+++ SOURCE MATERIAL +++

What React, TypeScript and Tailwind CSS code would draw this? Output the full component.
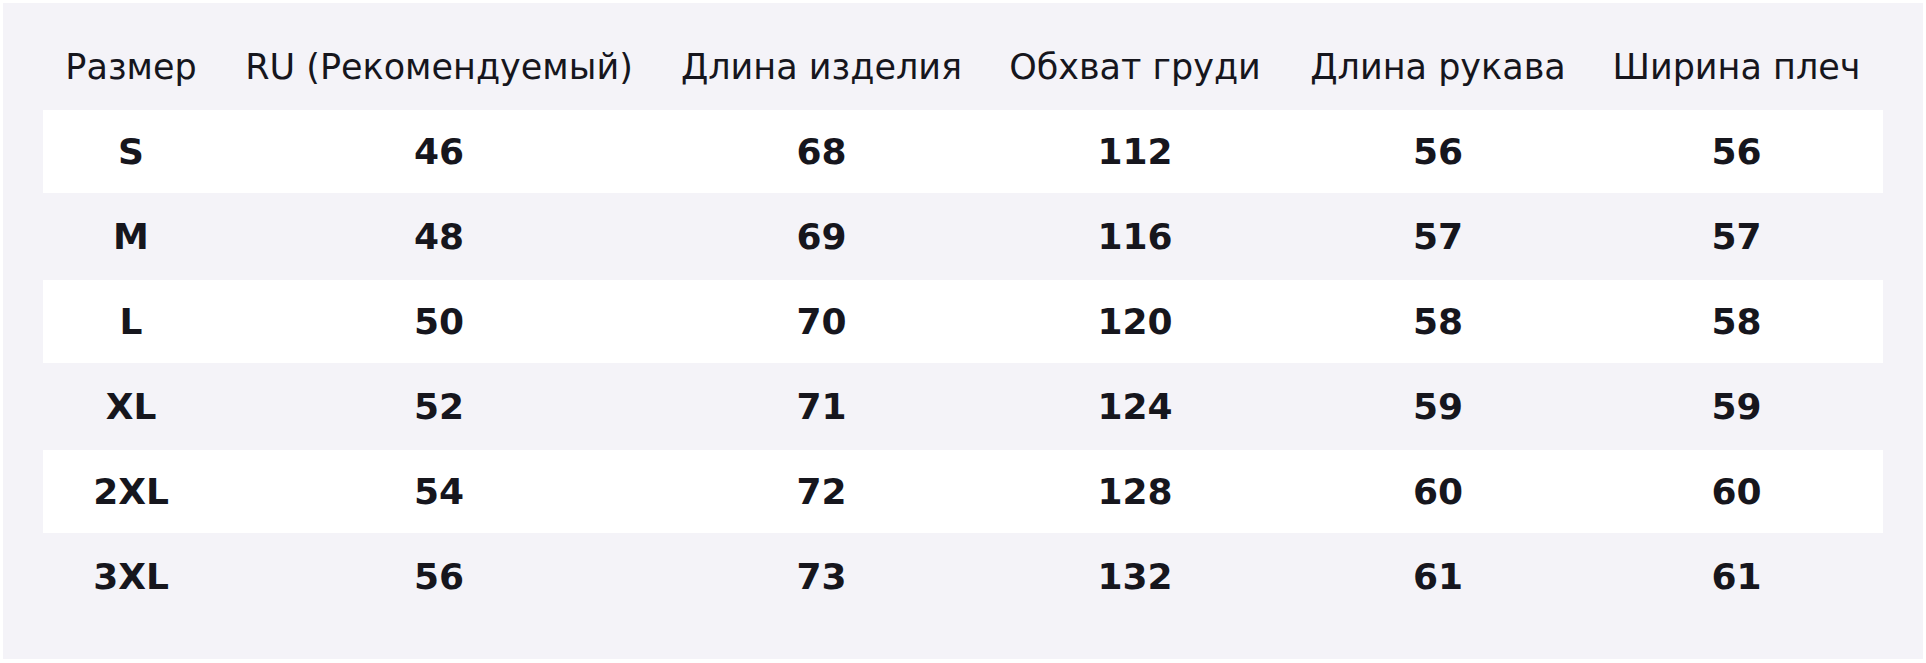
import React from "react";

// Size chart rows: size label, RU size, length, chest, sleeve, shoulders
const headers = [
  "Размер",
  "RU (Рекомендуемый)",
  "Длина изделия",
  "Обхват груди",
  "Длина рукава",
  "Ширина плеч",
];

const rows: string[][] = [
  ["S", "46", "68", "112", "56", "56"],
  ["M", "48", "69", "116", "57", "57"],
  ["L", "50", "70", "120", "58", "58"],
  ["XL", "52", "71", "124", "59", "59"],
  ["2XL", "54", "72", "128", "60", "60"],
  ["3XL", "56", "73", "132", "61", "61"],
];

const cols = "grid grid-cols-[176px_440px_325px_302px_304px_293px]";

export default function App() {
  return (
    <div className="w-[1926px] h-[663px] bg-white p-[3px] font-['DejaVu_Sans',sans-serif] text-[#16161d]">
      <div className="w-[1920px] h-[656px] bg-[#f4f3f8] px-[40px] pt-[40px]">
        {/* header */}
        <div className={`${cols} h-[66px] pt-[4px] text-[35px] leading-[41px]`}>
          {headers.map((h) => (
            <div key={h} className="text-center whitespace-nowrap">
              {h}
            </div>
          ))}
        </div>

        {/* body rows, every other one white */}
        {rows.map((row, i) => (
          <div key={row[0]} className="h-[85px] py-px">
            <div
              className={`${cols} h-full items-center text-[36px] leading-[42px] font-bold ${
                i % 2 === 0 ? "bg-white" : ""
              }`}
            >
              {row.map((cell, j) => (
                <div key={j} className="text-center">
                  {cell}
                </div>
              ))}
            </div>
          </div>
        ))}
      </div>
    </div>
  );
}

+++

Quote the full listing above word for word; exclude every picture from the copy.

What React, TypeScript and Tailwind CSS code would draw this? Output the full component.
import React from "react";

// Size chart rows: size label, RU size, length, chest, sleeve, shoulders
const headers = [
  "Размер",
  "RU (Рекомендуемый)",
  "Длина изделия",
  "Обхват груди",
  "Длина рукава",
  "Ширина плеч",
];

const rows: string[][] = [
  ["S", "46", "68", "112", "56", "56"],
  ["M", "48", "69", "116", "57", "57"],
  ["L", "50", "70", "120", "58", "58"],
  ["XL", "52", "71", "124", "59", "59"],
  ["2XL", "54", "72", "128", "60", "60"],
  ["3XL", "56", "73", "132", "61", "61"],
];

const cols = "grid grid-cols-[176px_440px_325px_302px_304px_293px]";

export default function App() {
  return (
    <div className="w-[1926px] h-[663px] bg-white p-[3px] font-['DejaVu_Sans',sans-serif] text-[#16161d]">
      <div className="w-[1920px] h-[656px] bg-[#f4f3f8] px-[40px] pt-[40px]">
        {/* header */}
        <div className={`${cols} h-[66px] pt-[4px] text-[35px] leading-[41px]`}>
          {headers.map((h) => (
            <div key={h} className="text-center whitespace-nowrap">
              {h}
            </div>
          ))}
        </div>

        {/* body rows, every other one white */}
        {rows.map((row, i) => (
          <div key={row[0]} className="h-[85px] py-px">
            <div
              className={`${cols} h-full items-center text-[36px] leading-[42px] font-bold ${
                i % 2 === 0 ? "bg-white" : ""
              }`}
            >
              {row.map((cell, j) => (
                <div key={j} className="text-center">
                  {cell}
                </div>
              ))}
            </div>
          </div>
        ))}
      </div>
    </div>
  );
}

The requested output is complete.